▸ **Supplied material**:
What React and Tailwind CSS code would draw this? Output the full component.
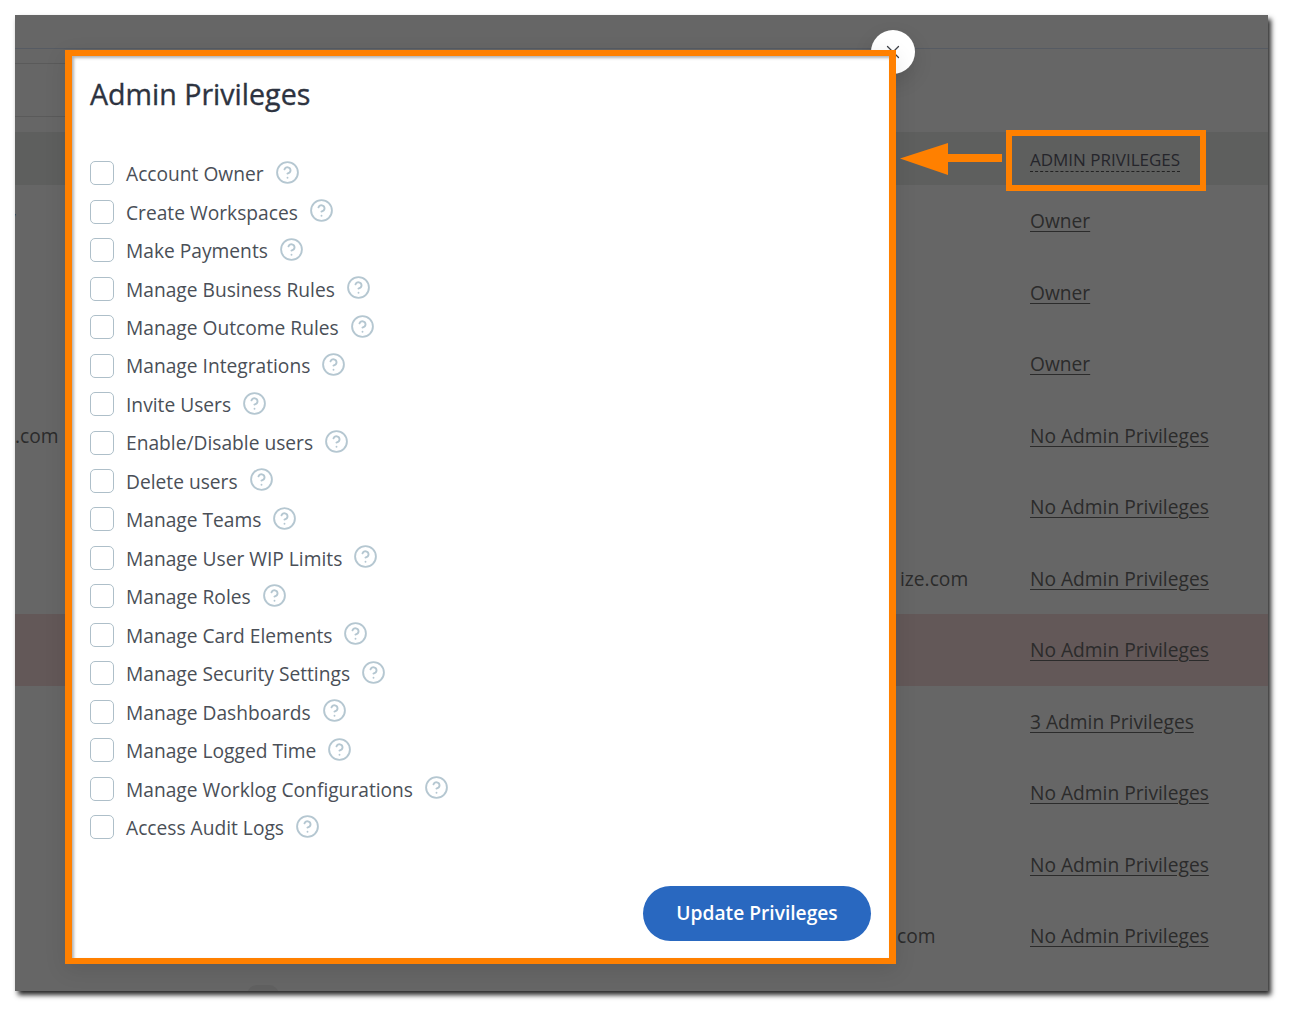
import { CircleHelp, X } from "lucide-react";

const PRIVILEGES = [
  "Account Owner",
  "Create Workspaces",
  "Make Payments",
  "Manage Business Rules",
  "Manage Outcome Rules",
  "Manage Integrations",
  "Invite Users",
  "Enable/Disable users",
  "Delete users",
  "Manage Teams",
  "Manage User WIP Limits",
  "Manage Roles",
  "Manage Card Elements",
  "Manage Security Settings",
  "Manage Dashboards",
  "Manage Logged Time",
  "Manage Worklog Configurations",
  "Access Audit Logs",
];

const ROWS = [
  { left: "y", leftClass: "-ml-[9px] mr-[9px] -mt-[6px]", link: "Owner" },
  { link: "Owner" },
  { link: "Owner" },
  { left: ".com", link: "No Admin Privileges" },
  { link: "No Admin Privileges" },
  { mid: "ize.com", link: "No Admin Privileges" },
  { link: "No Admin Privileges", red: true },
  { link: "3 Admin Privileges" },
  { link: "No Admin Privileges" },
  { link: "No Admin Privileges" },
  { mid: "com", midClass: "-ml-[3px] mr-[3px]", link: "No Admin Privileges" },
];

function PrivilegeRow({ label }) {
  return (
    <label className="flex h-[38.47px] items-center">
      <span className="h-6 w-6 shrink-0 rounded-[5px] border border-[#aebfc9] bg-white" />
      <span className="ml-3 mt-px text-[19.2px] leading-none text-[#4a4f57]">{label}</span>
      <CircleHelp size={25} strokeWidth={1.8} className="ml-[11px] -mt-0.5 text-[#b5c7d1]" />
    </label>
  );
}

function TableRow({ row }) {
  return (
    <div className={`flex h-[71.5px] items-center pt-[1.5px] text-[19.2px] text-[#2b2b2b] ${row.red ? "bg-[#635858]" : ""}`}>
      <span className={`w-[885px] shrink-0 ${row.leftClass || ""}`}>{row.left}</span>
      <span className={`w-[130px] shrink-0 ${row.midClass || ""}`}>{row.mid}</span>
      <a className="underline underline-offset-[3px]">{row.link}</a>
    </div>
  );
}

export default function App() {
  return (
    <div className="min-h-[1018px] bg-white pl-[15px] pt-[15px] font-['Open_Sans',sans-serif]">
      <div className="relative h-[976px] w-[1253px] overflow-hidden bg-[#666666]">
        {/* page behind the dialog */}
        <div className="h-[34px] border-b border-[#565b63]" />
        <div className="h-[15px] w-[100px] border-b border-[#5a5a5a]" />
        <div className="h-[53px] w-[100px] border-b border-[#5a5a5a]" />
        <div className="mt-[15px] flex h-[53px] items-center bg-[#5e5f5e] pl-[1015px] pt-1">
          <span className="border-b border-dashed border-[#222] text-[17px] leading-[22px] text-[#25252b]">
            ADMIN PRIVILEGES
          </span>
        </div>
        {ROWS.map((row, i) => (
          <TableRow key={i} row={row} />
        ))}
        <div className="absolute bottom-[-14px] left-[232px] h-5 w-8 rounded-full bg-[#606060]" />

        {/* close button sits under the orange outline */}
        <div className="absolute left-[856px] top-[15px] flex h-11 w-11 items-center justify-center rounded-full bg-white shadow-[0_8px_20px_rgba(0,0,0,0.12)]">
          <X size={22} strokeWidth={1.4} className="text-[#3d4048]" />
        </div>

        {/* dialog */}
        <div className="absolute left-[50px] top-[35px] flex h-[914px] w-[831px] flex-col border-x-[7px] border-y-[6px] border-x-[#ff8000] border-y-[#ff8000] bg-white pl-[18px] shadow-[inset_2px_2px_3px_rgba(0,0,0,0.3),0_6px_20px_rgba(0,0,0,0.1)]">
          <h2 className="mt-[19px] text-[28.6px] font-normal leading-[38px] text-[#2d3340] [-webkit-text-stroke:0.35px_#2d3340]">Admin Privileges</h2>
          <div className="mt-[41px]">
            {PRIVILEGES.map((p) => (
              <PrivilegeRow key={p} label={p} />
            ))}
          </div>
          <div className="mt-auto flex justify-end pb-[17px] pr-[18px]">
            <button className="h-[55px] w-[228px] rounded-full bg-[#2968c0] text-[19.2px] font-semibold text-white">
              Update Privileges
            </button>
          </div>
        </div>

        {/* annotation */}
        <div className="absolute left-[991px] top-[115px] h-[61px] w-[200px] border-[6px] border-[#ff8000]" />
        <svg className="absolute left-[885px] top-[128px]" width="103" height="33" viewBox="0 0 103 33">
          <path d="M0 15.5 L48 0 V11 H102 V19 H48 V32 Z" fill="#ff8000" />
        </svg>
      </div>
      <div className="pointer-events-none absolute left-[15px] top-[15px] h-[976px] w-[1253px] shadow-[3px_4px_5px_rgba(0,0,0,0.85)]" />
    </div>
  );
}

▸ **Objective**:
Return the listing above unchanged, apart from dropping its pictures.

▸ **Full response**:
What React and Tailwind CSS code would draw this? Output the full component.
import { CircleHelp, X } from "lucide-react";

const PRIVILEGES = [
  "Account Owner",
  "Create Workspaces",
  "Make Payments",
  "Manage Business Rules",
  "Manage Outcome Rules",
  "Manage Integrations",
  "Invite Users",
  "Enable/Disable users",
  "Delete users",
  "Manage Teams",
  "Manage User WIP Limits",
  "Manage Roles",
  "Manage Card Elements",
  "Manage Security Settings",
  "Manage Dashboards",
  "Manage Logged Time",
  "Manage Worklog Configurations",
  "Access Audit Logs",
];

const ROWS = [
  { left: "y", leftClass: "-ml-[9px] mr-[9px] -mt-[6px]", link: "Owner" },
  { link: "Owner" },
  { link: "Owner" },
  { left: ".com", link: "No Admin Privileges" },
  { link: "No Admin Privileges" },
  { mid: "ize.com", link: "No Admin Privileges" },
  { link: "No Admin Privileges", red: true },
  { link: "3 Admin Privileges" },
  { link: "No Admin Privileges" },
  { link: "No Admin Privileges" },
  { mid: "com", midClass: "-ml-[3px] mr-[3px]", link: "No Admin Privileges" },
];

function PrivilegeRow({ label }) {
  return (
    <label className="flex h-[38.47px] items-center">
      <span className="h-6 w-6 shrink-0 rounded-[5px] border border-[#aebfc9] bg-white" />
      <span className="ml-3 mt-px text-[19.2px] leading-none text-[#4a4f57]">{label}</span>
      <CircleHelp size={25} strokeWidth={1.8} className="ml-[11px] -mt-0.5 text-[#b5c7d1]" />
    </label>
  );
}

function TableRow({ row }) {
  return (
    <div className={`flex h-[71.5px] items-center pt-[1.5px] text-[19.2px] text-[#2b2b2b] ${row.red ? "bg-[#635858]" : ""}`}>
      <span className={`w-[885px] shrink-0 ${row.leftClass || ""}`}>{row.left}</span>
      <span className={`w-[130px] shrink-0 ${row.midClass || ""}`}>{row.mid}</span>
      <a className="underline underline-offset-[3px]">{row.link}</a>
    </div>
  );
}

export default function App() {
  return (
    <div className="min-h-[1018px] bg-white pl-[15px] pt-[15px] font-['Open_Sans',sans-serif]">
      <div className="relative h-[976px] w-[1253px] overflow-hidden bg-[#666666]">
        {/* page behind the dialog */}
        <div className="h-[34px] border-b border-[#565b63]" />
        <div className="h-[15px] w-[100px] border-b border-[#5a5a5a]" />
        <div className="h-[53px] w-[100px] border-b border-[#5a5a5a]" />
        <div className="mt-[15px] flex h-[53px] items-center bg-[#5e5f5e] pl-[1015px] pt-1">
          <span className="border-b border-dashed border-[#222] text-[17px] leading-[22px] text-[#25252b]">
            ADMIN PRIVILEGES
          </span>
        </div>
        {ROWS.map((row, i) => (
          <TableRow key={i} row={row} />
        ))}
        <div className="absolute bottom-[-14px] left-[232px] h-5 w-8 rounded-full bg-[#606060]" />

        {/* close button sits under the orange outline */}
        <div className="absolute left-[856px] top-[15px] flex h-11 w-11 items-center justify-center rounded-full bg-white shadow-[0_8px_20px_rgba(0,0,0,0.12)]">
          <X size={22} strokeWidth={1.4} className="text-[#3d4048]" />
        </div>

        {/* dialog */}
        <div className="absolute left-[50px] top-[35px] flex h-[914px] w-[831px] flex-col border-x-[7px] border-y-[6px] border-x-[#ff8000] border-y-[#ff8000] bg-white pl-[18px] shadow-[inset_2px_2px_3px_rgba(0,0,0,0.3),0_6px_20px_rgba(0,0,0,0.1)]">
          <h2 className="mt-[19px] text-[28.6px] font-normal leading-[38px] text-[#2d3340] [-webkit-text-stroke:0.35px_#2d3340]">Admin Privileges</h2>
          <div className="mt-[41px]">
            {PRIVILEGES.map((p) => (
              <PrivilegeRow key={p} label={p} />
            ))}
          </div>
          <div className="mt-auto flex justify-end pb-[17px] pr-[18px]">
            <button className="h-[55px] w-[228px] rounded-full bg-[#2968c0] text-[19.2px] font-semibold text-white">
              Update Privileges
            </button>
          </div>
        </div>

        {/* annotation */}
        <div className="absolute left-[991px] top-[115px] h-[61px] w-[200px] border-[6px] border-[#ff8000]" />
        <svg className="absolute left-[885px] top-[128px]" width="103" height="33" viewBox="0 0 103 33">
          <path d="M0 15.5 L48 0 V11 H102 V19 H48 V32 Z" fill="#ff8000" />
        </svg>
      </div>
      <div className="pointer-events-none absolute left-[15px] top-[15px] h-[976px] w-[1253px] shadow-[3px_4px_5px_rgba(0,0,0,0.85)]" />
    </div>
  );
}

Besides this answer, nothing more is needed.